Law 47: Do Not go Past The Mark You Aimed For, In Victory Learn When To Stop


The moment of victory is often the moment of greatest peril. In the heat of victory, arrogance and overconfidence can push you past the goal you had aimed for, and by going too far, you make more enemies than you defeat. Do not allow success to go to your head. There is no substitute for strategy and careful planning. Set a goal, and when you reach it, stop.

The Lesson First

There is nothing more intoxicating than victory, and nothing more dangerous.
· In the realm of power, you must be guided by reason.
· To let a momentary thrill or an emotional victory influence or guide your moves - will prove fatal. When you attain success, step back.
· Be cautious. When you gain victory, understand the part played by the particular circumstances of a situation.
· Never simply repeat the same actions again and again.
· History is littered with the ruins of victorious empires and the corpses of leaders who could not learn to stop and consolidate their gains.
· The powerful vary their rhythms and patterns, change course, adapt to circumstance, and learn to improvise.
· You must step back and look where you are going.
· Control your emotions and come to a kind of mental halt when you have attained success.
· Steady yourself, give yourself the space to reflect on what has happened.
· Examine the role of circumstance and luck in your success.
· You have to be able to control yourself before you can control the others.

A Dangerous Game

· Success plays strange tricks on the mind.
· It makes you feel invulnerable, while also making you more hostile and emotional when people challenge your power. I
· It makes you less able to adapt to circumstance.
· You come to believe your character is more responsible for your success than your strategizing and planning.
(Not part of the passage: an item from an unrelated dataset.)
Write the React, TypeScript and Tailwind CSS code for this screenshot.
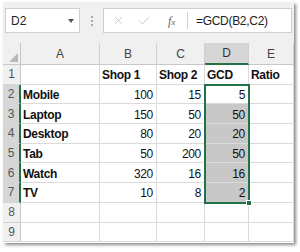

All Good Things Must Come to an End

· You need to realize that your moment of triumph is also a moment when you have to rely on cunning and strategy all the more.
· Consolidating your power base, recognizing the role of luck and circumstance in your success.
· Remaining vigilant against changes in your good fortune.
· It is the moment of victory when you need to play the courtier's game and pay more attention than ever to the laws of power.

Good Luck V. Bad Luck

· Good luck is more dangerous than bad luck.
· Bad luck teaches valuable lessons about patience, timing, and the need to be prepared for the worst.
· Good luck deludes you into the opposite lesson, making you think your brilliance will carry you through.
· Your fortune will inevitably turn, and when it does you will be completely unprepared.
· The good luck that elevates you or seals your success brings the moment for you to open your eyes:
· The wheel of fortune will hurtle you down as easily as up.
· If you prepare for the fall, it is less likely to ruin you when it happens.


1. People who have a run of success can catch a kind of fever, and even when they themselves try to stay calm, the people below them often pressure them to go past their mark and into dangerous waters.
2. Have to have a strategy for dealing with these people.
· Simply preaching moderation will make you look weak and small-minded; seeming to fail to follow up on a victory can lessen your power.
3. When you beat an enemy, make your victory complete.
· Crush him into nonexistence. In the moment of victory, you do not restrain yourself from crushing the enemy you have defeated, but rather from needlessly advancing against others.
4. Be merciless with your enemy, but do not create new enemies by overreaching.
5. There are some who become more cautious than ever after a victory, which they see as just giving them more possessions to worry about and protect.
6. Your caution after victory should never make you hesitate.
7. Do not lose momentum, but rather act as a safeguard against rash action.
· Momentum as a phenomenon is greatly overrated.
8. You create your own successes, and if they follow one upon the other, it is your own doing.
9. Belief in momentum will only make you emotional, less prone to act strategically, and more apt to repeat the same methods.
10. Leave momentum for those who have nothing better to rely upon.